罰金は世界売上高の最大6%
同法に違反した場合は、世界売上高の最大6%の罰金を科される可能性がある。今後は、欧州議会と加盟国による最終合意を経て、早ければ年内に施行される見通しだ。施行後15カ月または2024年1月1日のいずれか遅い時期に各企業に対する法が適用されるという。
ウォール・ストリート・ジャーナルなどによると、規制対象となるのは、米グーグルなどの検索エンジン企業や、米メタ(旧フェイスブック)や米ツイッター、TikTok(ティックトック)などのSNS(交流サイト)。米アマゾン・ドット・コムなどのオンラインマーケットプレイス運営企業にも影響が及ぶという。
仮にメタが罰金を科された場合、その金額は最大70億ドル(約9000億円)に上るとCNBCは報じている。
EUでの今回の合意を受けてグーグルは声明を出し、「DSAの目標を歓迎する」と述べた。その一方で、「法律がすべての人に有効であることを確実にするために、EUの政策立案者と協力して技術的な詳細を明確にしていきたい」と述べた。
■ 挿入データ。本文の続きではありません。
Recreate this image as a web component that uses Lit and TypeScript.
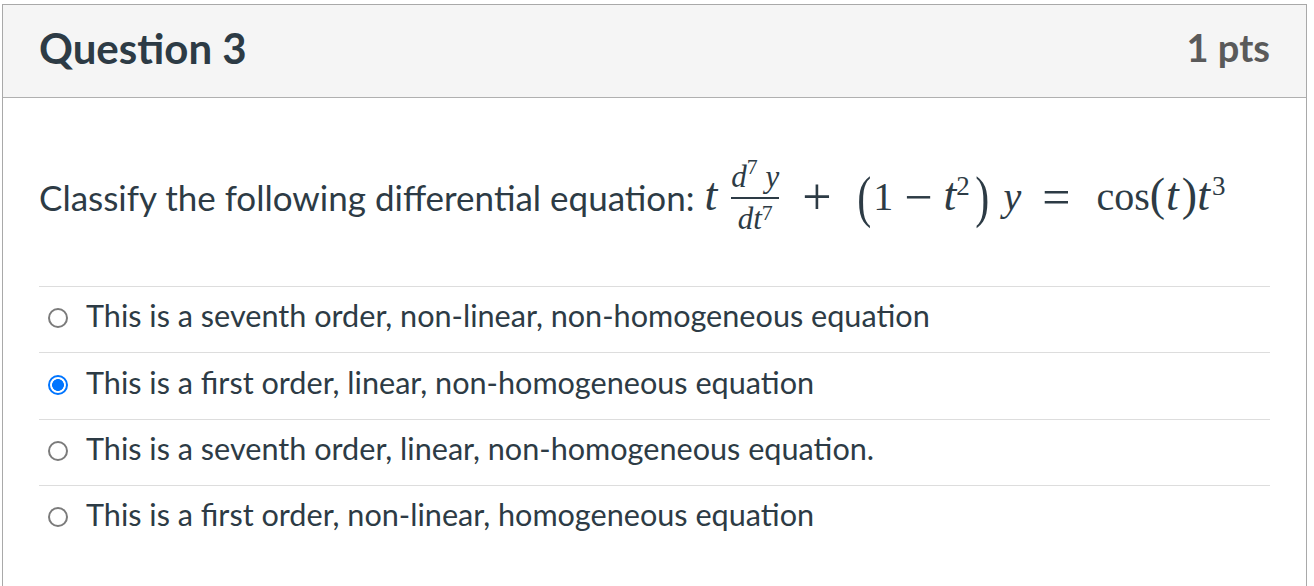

ツイッターも声明を出した。同社は「オンライン上の弊害とオープンなインターネットのバランスに取り組む賢明で前向きな規制を支持する」としたうえで、「画一的なアプローチではオンライン環境の多様性に配慮できないことも理解している」と述べた。
巨大IT包括規制するEUの2法案
欧州委は20年12月にDSAとともに「デジタル市場法(DMA)」も公表しており、こちらも先ごろEUで合意された。DMAは巨大プラットフォーム企業の競争力を抑制することを目的としている。施行されればアップルやグーグルはアプリストアの課金プラットフォームを広範に開放せざるを得なくなるとみられている。
DMAでは、時価総額が750億ユーロ(約10兆3200億円)以上か、EU域内の年間売上高が75億ユーロ(約1兆300億円)以上の巨大企業を「ゲートキーパー(門番)」に指定し、ルールを順守させる。欧州委のベステアー上級副委員長は先ごろ、このDMAについて22年10月に施行されるとの見通しを示していた。